* Exercise goal
Search the material below for the word "styles" and copy every line in which it occurs.

* Input records
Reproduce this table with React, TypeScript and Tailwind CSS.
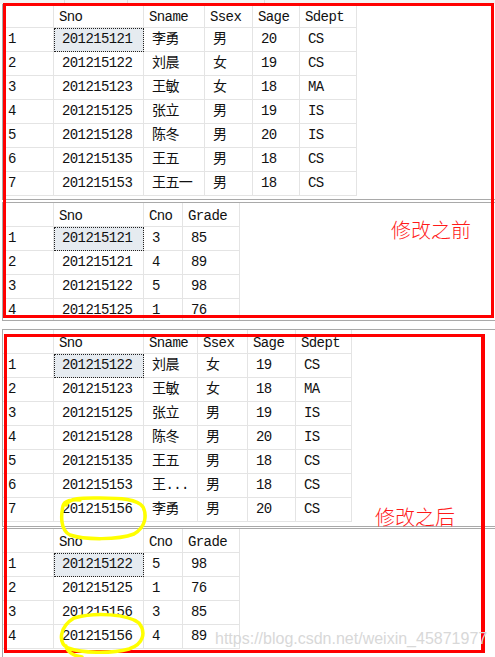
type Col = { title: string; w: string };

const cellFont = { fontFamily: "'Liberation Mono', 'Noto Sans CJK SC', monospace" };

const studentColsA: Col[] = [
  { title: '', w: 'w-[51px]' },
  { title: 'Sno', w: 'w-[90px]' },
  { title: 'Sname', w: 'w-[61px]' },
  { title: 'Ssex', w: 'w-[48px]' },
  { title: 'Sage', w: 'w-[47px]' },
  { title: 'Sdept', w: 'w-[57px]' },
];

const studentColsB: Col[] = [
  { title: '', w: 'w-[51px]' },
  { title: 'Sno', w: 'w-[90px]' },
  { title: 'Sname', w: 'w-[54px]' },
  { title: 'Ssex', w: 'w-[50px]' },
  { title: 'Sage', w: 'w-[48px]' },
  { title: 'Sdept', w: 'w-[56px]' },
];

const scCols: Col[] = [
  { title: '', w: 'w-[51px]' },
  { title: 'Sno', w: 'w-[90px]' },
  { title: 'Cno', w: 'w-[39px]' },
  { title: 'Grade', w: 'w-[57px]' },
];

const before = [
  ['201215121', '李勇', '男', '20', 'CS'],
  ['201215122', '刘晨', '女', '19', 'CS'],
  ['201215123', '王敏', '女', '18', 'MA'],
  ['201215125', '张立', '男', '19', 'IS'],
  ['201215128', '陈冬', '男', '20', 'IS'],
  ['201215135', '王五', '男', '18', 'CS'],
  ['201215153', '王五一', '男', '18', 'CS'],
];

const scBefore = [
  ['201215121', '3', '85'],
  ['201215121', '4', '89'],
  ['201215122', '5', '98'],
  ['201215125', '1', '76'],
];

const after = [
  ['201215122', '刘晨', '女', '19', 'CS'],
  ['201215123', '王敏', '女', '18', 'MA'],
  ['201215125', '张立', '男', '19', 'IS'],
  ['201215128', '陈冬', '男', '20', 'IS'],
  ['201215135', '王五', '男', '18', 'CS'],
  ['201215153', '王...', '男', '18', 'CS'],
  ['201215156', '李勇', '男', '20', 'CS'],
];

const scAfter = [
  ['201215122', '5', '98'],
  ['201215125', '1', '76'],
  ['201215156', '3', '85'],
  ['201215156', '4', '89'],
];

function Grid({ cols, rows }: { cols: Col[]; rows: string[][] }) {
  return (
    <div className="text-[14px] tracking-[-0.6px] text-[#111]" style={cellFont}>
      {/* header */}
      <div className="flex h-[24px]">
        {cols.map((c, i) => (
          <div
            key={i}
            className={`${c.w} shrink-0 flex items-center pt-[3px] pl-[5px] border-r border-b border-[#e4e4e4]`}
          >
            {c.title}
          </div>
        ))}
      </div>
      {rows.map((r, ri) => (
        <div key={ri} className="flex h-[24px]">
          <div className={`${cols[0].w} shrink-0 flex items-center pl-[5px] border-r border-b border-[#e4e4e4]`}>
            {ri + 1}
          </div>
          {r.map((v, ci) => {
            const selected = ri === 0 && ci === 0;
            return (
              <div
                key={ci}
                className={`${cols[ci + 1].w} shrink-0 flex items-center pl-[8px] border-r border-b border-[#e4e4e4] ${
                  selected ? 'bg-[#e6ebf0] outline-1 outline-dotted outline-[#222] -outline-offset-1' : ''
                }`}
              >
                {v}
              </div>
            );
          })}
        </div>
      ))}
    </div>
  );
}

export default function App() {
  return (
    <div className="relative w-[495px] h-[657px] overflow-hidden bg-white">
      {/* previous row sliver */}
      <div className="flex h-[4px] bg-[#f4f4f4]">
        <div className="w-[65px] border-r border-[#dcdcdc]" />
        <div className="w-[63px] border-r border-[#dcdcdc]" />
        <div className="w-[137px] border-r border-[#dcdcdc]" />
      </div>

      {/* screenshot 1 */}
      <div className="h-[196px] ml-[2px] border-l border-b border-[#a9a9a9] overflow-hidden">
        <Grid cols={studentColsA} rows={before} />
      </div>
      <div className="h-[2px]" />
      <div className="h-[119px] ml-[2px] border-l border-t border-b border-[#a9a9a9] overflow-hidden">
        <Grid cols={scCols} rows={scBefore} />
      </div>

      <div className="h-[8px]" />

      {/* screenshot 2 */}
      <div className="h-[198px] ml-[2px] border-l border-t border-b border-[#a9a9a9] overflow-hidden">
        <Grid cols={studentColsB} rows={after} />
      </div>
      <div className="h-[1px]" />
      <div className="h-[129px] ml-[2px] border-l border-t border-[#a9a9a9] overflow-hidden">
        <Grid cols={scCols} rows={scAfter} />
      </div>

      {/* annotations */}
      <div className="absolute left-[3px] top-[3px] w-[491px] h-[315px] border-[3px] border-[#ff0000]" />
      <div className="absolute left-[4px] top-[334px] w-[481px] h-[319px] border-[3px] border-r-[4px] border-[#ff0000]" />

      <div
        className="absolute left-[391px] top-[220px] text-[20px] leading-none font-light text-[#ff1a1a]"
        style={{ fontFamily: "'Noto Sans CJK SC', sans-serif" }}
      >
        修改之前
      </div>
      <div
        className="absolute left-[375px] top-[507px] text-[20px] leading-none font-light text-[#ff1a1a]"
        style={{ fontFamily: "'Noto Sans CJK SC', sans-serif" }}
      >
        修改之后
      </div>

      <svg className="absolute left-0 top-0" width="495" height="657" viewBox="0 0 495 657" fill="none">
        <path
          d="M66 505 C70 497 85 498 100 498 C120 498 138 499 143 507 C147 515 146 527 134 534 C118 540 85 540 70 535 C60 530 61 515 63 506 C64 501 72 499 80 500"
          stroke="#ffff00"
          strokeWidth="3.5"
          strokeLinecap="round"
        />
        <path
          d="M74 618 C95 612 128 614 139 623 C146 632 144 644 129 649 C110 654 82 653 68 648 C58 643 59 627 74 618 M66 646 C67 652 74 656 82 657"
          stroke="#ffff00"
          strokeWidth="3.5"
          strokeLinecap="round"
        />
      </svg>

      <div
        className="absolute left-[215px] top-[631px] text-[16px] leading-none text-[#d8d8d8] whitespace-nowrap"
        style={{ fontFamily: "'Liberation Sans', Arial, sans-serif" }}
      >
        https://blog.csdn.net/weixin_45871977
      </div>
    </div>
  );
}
==
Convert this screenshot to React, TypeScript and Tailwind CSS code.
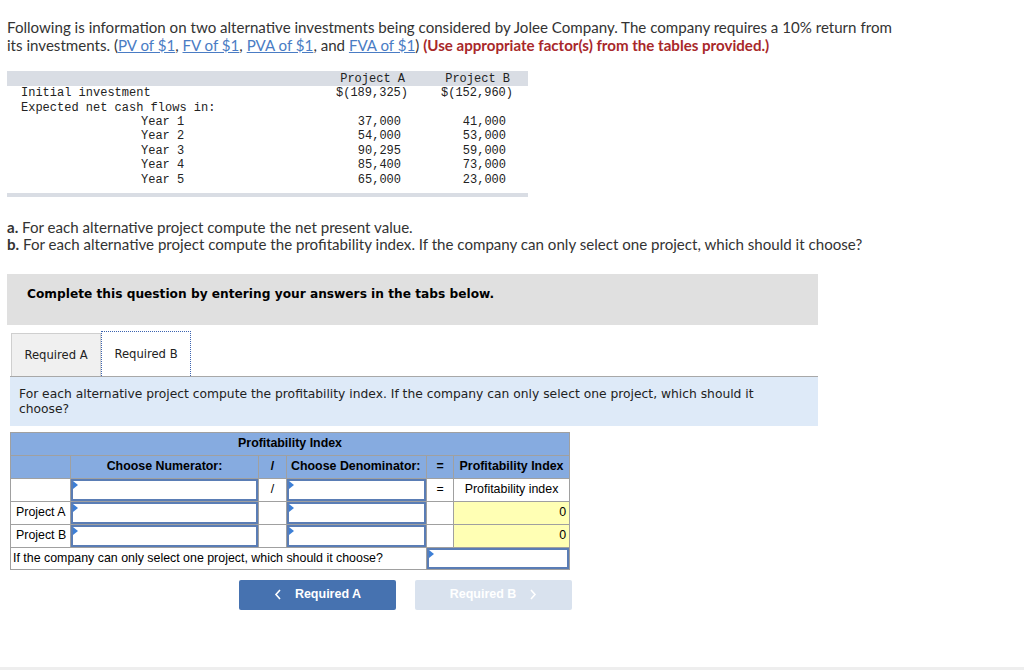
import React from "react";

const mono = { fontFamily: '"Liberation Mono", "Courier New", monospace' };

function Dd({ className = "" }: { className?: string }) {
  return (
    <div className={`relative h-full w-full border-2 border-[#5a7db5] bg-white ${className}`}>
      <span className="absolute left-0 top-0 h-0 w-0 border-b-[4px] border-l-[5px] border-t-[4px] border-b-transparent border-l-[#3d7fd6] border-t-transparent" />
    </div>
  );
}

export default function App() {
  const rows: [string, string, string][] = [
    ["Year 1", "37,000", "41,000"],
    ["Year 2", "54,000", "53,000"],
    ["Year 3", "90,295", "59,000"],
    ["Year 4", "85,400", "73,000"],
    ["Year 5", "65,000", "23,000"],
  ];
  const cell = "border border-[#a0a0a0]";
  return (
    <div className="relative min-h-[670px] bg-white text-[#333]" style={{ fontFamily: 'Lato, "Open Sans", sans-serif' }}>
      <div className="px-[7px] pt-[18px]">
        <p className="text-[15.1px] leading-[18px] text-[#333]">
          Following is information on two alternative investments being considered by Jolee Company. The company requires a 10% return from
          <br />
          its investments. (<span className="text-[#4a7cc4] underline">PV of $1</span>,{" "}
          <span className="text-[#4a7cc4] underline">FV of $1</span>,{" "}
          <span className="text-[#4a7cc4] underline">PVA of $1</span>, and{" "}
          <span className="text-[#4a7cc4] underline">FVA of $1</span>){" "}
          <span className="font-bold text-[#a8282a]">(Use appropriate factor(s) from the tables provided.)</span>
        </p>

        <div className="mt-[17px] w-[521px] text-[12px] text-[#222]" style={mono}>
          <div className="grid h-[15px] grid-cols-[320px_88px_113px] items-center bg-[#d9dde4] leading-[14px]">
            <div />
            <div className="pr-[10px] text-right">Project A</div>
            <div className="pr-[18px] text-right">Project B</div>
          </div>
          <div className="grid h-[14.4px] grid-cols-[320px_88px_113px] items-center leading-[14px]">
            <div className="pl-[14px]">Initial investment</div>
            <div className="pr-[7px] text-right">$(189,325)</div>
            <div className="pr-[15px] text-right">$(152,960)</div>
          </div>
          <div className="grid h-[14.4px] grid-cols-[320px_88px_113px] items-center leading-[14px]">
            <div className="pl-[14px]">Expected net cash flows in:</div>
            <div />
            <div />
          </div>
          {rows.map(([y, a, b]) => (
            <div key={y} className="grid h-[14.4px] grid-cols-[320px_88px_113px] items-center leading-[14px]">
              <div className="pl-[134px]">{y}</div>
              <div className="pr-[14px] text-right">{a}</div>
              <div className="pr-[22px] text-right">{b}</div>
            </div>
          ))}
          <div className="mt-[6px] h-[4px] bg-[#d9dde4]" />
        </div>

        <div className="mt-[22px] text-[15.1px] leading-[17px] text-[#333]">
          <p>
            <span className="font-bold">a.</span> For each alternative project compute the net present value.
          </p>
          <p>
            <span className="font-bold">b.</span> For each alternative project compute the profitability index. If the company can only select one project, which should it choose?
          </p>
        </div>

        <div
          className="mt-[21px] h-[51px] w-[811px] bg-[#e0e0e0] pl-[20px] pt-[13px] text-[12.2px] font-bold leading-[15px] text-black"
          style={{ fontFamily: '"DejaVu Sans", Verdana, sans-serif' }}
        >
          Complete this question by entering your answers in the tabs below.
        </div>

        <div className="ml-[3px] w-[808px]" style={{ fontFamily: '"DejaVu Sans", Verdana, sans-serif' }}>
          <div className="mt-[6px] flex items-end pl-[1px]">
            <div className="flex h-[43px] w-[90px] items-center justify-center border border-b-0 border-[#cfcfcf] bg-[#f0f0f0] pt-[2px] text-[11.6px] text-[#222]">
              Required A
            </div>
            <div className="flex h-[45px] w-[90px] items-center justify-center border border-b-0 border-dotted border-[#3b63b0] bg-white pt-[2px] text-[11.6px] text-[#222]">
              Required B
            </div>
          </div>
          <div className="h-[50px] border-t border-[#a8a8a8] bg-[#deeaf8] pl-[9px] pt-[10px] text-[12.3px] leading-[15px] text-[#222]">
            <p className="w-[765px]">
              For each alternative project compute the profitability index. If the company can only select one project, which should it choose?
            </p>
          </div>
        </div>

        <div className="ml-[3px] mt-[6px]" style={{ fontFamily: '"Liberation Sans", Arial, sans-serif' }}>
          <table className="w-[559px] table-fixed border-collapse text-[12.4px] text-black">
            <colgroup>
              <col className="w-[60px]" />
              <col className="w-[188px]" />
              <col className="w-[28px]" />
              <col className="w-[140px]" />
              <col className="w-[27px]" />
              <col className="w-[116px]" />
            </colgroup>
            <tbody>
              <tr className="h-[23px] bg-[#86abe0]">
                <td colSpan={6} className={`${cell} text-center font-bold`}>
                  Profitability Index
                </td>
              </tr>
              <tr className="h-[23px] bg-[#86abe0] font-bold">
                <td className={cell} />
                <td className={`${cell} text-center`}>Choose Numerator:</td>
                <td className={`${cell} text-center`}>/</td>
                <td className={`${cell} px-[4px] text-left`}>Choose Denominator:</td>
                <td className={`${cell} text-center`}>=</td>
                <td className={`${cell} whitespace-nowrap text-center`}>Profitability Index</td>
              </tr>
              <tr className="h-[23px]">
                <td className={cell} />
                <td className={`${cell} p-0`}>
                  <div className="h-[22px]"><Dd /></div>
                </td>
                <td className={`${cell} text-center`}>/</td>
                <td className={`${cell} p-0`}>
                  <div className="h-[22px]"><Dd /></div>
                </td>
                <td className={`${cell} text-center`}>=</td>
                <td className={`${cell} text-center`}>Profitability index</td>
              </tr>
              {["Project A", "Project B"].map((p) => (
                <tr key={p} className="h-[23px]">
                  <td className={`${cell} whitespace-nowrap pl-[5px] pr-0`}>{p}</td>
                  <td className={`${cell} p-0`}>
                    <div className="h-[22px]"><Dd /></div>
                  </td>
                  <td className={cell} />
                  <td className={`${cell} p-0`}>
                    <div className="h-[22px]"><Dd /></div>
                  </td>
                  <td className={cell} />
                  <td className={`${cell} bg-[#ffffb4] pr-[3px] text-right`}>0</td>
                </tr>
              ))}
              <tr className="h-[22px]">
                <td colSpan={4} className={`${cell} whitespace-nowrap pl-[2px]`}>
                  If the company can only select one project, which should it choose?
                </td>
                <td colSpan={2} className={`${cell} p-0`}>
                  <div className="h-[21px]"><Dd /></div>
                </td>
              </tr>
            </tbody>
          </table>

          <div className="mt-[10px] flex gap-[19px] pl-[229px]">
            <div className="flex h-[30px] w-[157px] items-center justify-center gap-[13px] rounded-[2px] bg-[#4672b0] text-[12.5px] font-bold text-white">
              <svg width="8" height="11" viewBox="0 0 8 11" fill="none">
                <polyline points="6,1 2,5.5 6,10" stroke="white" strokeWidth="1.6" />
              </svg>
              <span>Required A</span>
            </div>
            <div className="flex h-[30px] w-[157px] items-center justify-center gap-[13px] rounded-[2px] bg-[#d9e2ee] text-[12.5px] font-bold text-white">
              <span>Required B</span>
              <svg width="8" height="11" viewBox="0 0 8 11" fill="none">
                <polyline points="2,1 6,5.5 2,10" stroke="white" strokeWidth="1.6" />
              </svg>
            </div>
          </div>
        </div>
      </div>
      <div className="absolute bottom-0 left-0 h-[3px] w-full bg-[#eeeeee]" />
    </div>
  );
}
==
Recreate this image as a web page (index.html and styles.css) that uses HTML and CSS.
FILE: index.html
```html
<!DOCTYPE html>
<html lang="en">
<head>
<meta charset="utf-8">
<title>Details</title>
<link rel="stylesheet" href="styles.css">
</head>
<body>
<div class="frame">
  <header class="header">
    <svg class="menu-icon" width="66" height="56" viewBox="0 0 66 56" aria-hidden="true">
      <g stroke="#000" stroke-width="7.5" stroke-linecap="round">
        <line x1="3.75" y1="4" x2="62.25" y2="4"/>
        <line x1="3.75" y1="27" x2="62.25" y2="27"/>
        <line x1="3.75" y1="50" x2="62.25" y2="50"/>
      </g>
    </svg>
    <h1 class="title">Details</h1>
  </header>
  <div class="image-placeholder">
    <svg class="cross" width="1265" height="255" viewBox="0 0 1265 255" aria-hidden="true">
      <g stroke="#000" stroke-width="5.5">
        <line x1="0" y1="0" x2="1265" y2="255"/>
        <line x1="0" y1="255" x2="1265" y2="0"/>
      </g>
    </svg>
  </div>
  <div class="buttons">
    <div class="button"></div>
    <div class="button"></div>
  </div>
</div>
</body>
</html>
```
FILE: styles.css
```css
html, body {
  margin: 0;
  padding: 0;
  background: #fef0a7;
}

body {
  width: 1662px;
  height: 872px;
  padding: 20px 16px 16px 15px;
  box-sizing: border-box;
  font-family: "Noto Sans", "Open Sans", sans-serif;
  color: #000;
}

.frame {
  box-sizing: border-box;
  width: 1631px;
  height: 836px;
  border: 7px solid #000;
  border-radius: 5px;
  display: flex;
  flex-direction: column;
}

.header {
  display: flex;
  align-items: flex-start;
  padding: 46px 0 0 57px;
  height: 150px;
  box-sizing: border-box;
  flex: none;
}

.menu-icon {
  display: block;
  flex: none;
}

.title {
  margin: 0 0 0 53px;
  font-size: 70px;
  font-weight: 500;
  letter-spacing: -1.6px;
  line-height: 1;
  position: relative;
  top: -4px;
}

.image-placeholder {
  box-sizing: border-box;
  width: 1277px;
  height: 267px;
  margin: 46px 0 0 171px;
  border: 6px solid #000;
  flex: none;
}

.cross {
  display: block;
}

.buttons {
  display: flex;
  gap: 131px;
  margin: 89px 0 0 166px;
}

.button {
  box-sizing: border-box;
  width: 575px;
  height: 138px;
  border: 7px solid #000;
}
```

* Right answer
Recreate this image as a web page (index.html and styles.css) that uses HTML and CSS.
<link rel="stylesheet" href="styles.css">
FILE: styles.css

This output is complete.